_WHAT IS EXPECTED_
Copy each line in the data that includes the word "components".

_GIVEN DATA_

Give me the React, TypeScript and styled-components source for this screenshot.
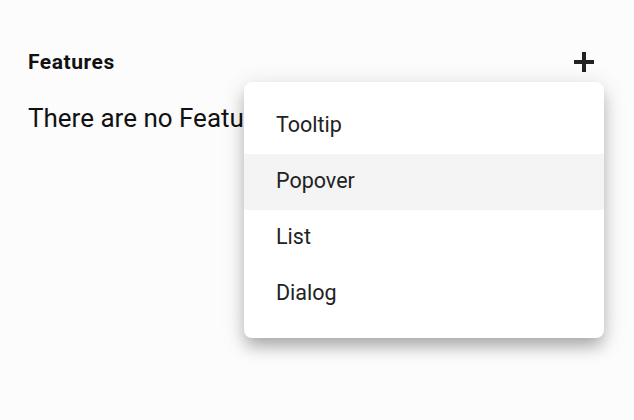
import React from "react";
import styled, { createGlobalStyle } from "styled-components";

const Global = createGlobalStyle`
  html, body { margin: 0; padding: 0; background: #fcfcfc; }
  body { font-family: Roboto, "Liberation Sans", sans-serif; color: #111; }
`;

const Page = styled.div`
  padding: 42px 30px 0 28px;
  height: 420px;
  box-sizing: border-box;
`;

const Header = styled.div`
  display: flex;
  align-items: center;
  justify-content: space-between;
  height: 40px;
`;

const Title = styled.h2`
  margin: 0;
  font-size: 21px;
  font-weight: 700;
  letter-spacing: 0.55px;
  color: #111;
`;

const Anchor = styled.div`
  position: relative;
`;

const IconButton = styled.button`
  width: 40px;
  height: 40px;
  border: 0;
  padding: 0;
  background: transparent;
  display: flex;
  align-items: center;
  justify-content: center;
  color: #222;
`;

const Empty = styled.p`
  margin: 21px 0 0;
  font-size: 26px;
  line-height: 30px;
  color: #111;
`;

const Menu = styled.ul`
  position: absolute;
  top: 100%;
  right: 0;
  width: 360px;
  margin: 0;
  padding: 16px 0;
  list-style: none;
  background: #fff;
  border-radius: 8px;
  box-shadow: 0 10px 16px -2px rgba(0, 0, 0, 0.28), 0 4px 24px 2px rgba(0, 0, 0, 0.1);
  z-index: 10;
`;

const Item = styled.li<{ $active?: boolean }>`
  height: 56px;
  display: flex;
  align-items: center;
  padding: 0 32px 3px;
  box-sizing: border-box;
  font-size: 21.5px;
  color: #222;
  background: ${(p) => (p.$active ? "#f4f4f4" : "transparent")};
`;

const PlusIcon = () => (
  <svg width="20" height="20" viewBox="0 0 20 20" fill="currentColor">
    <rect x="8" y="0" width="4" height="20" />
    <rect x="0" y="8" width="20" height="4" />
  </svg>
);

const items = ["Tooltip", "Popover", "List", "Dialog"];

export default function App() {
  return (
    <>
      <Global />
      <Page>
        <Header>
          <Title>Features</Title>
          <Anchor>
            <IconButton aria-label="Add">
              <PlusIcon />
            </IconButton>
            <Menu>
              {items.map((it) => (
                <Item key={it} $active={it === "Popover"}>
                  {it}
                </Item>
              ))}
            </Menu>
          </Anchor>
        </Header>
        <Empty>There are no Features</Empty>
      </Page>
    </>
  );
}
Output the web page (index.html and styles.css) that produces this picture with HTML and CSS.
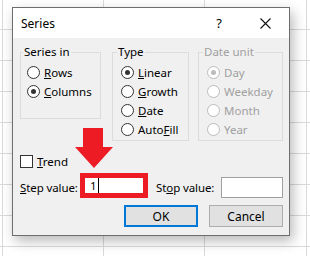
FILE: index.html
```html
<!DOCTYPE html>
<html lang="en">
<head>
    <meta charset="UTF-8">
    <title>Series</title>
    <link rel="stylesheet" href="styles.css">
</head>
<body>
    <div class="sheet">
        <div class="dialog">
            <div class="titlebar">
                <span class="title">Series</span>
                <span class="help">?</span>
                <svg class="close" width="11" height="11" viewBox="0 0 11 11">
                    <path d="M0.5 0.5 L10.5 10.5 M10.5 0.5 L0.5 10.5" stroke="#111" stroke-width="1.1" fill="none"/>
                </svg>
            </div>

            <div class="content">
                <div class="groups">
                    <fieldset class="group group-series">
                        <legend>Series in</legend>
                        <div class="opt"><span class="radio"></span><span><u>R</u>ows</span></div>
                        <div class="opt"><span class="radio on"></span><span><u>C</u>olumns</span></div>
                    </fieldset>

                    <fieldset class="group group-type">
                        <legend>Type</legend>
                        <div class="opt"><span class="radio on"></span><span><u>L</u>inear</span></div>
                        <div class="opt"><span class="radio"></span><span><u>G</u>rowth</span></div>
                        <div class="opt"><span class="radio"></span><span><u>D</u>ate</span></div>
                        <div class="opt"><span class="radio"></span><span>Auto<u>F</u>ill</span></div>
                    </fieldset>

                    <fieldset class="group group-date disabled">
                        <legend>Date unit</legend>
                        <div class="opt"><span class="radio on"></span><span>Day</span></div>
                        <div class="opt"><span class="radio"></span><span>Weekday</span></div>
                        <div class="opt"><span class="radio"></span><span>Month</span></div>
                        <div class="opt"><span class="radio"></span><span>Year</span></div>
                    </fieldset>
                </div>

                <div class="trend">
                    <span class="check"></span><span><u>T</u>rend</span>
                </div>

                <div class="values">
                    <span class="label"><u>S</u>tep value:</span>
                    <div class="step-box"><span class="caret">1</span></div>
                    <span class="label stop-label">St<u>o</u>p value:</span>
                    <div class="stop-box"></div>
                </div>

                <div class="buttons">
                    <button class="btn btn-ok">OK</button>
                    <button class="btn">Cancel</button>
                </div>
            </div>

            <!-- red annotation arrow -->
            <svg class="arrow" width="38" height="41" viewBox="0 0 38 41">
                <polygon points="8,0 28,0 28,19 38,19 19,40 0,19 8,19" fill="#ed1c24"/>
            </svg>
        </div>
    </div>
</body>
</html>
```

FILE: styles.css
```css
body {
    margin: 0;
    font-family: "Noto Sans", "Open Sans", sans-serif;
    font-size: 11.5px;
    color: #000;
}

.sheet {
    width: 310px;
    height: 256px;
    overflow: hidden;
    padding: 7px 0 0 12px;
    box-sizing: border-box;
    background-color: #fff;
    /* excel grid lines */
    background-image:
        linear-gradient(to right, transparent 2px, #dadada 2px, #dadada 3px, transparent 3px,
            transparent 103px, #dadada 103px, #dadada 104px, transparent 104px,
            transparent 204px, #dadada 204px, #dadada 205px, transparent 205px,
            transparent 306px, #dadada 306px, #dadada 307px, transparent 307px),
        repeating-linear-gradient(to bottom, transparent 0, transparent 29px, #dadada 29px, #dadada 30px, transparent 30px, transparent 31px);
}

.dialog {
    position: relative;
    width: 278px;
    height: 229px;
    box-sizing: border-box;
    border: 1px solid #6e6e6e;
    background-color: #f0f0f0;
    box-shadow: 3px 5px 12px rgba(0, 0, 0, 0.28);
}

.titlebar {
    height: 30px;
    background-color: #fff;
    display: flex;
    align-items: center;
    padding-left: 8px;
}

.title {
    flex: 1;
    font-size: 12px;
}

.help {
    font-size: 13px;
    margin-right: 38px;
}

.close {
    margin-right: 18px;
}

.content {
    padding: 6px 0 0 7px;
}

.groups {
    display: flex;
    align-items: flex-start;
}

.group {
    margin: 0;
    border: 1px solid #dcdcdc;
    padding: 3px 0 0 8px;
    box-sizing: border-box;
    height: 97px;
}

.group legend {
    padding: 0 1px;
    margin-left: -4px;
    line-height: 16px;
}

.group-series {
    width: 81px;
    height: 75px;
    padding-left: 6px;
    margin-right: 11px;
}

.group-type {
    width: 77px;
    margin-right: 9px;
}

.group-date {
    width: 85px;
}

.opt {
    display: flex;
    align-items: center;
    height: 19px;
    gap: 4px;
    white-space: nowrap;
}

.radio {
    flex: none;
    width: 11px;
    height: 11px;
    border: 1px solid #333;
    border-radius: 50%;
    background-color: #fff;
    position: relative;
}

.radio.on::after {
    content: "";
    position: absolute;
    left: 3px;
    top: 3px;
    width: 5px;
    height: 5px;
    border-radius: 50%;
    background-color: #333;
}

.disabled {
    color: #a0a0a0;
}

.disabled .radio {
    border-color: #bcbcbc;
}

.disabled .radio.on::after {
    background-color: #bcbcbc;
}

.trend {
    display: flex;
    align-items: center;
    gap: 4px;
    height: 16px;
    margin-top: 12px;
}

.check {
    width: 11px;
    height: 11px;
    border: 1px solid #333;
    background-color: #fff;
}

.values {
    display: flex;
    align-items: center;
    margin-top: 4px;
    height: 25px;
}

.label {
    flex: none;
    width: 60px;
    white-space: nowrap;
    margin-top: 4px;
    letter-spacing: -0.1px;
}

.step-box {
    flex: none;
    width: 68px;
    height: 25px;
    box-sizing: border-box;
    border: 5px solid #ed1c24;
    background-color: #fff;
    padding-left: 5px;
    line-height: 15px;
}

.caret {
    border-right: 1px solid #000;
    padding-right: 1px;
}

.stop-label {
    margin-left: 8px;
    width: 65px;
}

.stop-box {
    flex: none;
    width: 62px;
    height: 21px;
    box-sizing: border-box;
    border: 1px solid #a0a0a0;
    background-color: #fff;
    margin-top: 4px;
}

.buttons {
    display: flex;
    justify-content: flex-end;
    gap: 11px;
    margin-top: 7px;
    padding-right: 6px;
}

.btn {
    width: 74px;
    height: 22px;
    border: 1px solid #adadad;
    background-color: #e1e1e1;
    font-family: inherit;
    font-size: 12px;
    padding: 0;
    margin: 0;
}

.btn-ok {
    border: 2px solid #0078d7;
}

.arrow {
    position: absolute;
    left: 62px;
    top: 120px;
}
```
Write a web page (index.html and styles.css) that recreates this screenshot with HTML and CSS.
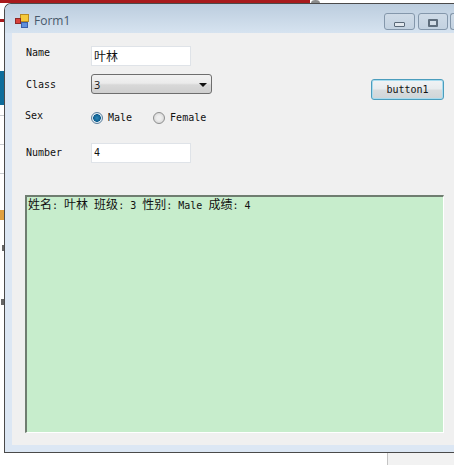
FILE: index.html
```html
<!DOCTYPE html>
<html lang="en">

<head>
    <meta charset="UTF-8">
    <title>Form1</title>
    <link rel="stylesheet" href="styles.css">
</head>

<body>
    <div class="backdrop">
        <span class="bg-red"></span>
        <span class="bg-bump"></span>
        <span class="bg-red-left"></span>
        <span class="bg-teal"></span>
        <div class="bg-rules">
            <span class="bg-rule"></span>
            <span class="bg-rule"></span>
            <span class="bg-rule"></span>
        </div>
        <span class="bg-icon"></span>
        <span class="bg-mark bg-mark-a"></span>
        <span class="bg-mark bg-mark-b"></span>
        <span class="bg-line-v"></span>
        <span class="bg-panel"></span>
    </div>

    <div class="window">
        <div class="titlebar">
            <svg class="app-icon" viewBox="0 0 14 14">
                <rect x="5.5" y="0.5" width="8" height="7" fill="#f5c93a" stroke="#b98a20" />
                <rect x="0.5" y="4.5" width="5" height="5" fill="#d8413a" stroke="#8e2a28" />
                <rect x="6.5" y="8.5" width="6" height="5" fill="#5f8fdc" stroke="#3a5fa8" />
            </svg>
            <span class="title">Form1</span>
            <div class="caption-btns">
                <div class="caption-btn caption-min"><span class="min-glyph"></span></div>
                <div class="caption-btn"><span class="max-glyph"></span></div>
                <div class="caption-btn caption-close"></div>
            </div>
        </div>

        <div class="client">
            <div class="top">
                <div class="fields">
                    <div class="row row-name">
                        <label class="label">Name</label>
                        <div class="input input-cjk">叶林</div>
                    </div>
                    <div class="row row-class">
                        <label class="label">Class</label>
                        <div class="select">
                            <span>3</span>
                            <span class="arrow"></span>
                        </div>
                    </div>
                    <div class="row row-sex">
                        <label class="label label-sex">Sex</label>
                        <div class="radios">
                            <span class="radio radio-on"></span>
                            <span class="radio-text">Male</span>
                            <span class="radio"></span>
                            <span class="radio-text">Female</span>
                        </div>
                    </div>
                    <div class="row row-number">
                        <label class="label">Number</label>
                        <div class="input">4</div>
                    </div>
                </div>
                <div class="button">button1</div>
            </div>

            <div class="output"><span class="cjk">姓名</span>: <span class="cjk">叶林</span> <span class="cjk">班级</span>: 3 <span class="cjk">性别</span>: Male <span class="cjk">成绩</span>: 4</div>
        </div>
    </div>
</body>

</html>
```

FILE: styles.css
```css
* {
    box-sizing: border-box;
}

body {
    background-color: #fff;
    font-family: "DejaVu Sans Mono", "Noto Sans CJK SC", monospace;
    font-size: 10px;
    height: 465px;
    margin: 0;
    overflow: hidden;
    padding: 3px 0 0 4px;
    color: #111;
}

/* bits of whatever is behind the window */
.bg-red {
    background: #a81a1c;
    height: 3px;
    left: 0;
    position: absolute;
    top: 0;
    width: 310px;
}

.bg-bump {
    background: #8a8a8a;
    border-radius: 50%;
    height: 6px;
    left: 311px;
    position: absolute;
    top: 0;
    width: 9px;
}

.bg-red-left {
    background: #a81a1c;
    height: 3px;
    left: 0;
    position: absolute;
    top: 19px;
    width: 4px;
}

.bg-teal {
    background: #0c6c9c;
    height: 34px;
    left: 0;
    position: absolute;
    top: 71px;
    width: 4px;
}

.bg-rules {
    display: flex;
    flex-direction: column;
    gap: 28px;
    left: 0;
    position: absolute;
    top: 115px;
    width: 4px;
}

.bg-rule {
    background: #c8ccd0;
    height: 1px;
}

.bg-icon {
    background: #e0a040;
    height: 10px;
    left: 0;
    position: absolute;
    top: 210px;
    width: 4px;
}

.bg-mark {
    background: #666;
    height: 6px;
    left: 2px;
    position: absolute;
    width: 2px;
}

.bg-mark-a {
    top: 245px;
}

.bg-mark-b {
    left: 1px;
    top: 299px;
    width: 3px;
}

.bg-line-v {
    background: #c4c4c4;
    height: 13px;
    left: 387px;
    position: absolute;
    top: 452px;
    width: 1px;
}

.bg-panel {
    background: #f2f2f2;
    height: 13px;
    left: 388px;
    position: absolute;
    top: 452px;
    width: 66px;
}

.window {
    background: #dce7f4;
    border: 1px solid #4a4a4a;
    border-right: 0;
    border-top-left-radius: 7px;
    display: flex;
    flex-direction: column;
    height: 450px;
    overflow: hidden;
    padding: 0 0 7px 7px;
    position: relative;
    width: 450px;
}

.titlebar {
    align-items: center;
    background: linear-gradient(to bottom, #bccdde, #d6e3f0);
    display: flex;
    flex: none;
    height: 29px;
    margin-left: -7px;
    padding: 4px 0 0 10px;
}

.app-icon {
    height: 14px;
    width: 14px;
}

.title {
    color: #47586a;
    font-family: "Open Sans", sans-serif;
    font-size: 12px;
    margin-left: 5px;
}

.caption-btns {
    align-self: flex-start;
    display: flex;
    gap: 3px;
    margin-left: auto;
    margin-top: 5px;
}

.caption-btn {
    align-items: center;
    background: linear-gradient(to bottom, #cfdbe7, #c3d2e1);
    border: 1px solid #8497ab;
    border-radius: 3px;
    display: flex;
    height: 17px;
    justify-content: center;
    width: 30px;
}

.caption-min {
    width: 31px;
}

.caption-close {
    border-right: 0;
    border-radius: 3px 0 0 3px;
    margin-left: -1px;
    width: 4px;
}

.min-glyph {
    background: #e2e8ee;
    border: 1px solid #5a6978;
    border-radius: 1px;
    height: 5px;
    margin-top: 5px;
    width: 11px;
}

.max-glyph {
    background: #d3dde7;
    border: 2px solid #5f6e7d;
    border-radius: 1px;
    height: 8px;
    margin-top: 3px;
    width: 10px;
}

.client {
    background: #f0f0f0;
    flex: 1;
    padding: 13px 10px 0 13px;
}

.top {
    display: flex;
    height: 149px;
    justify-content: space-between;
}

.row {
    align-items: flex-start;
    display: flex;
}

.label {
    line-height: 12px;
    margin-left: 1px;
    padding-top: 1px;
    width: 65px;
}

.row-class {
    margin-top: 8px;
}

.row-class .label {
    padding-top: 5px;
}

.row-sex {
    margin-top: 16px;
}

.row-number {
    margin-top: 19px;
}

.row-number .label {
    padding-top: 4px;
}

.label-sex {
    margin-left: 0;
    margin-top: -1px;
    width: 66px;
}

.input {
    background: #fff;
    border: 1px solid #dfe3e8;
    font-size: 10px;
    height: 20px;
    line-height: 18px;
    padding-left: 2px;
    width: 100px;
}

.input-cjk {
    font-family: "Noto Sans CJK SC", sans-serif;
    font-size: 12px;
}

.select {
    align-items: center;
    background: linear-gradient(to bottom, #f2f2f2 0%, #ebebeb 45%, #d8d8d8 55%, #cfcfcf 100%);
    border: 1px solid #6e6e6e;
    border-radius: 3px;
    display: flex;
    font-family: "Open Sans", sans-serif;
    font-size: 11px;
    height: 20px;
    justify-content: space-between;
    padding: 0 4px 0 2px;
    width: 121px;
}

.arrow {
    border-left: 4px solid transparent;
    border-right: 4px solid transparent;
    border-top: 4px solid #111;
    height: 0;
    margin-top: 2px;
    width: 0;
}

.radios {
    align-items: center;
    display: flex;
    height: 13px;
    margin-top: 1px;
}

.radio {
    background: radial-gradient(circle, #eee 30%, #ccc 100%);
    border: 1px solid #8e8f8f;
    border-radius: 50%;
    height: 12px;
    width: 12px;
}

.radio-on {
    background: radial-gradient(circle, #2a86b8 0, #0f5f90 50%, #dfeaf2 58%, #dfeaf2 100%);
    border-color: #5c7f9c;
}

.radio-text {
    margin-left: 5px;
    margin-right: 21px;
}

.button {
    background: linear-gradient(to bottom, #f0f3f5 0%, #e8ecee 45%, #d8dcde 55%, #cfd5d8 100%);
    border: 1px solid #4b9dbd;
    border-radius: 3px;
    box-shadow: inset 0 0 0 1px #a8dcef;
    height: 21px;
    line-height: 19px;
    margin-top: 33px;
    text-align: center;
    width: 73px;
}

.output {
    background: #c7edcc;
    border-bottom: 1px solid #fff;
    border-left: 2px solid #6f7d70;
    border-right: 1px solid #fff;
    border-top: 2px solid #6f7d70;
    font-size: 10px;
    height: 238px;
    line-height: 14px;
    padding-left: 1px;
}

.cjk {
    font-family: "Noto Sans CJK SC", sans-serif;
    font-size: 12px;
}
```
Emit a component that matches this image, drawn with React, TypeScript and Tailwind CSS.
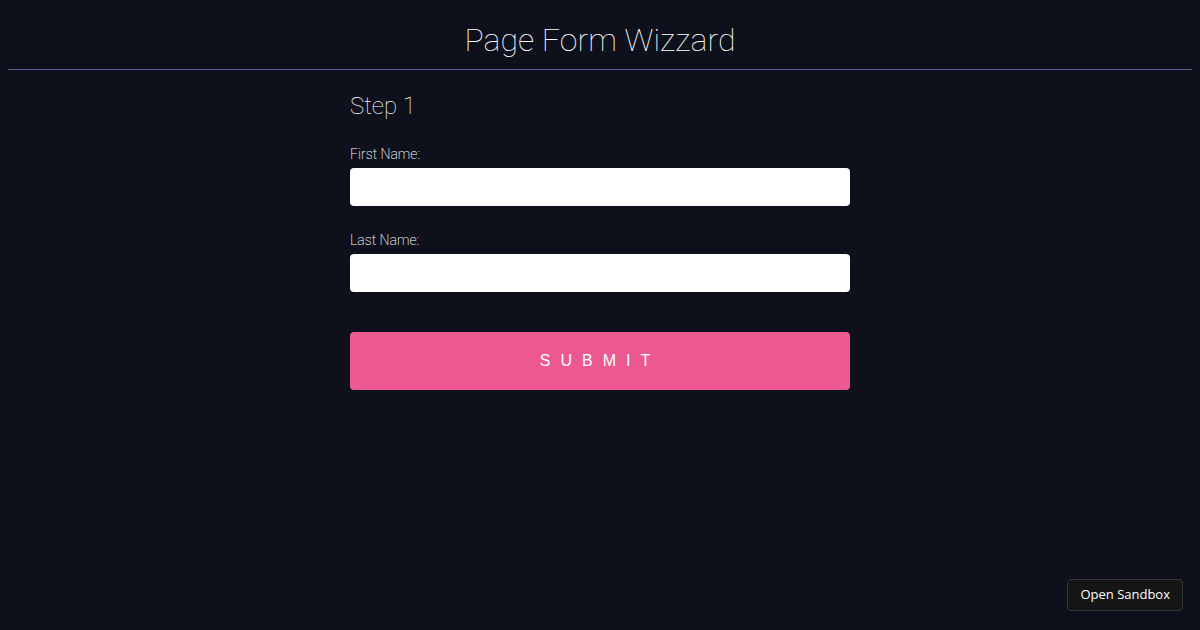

_RESULT_
Give me the React, TypeScript and styled-components source for this screenshot.
import styled, { createGlobalStyle } from "styled-components";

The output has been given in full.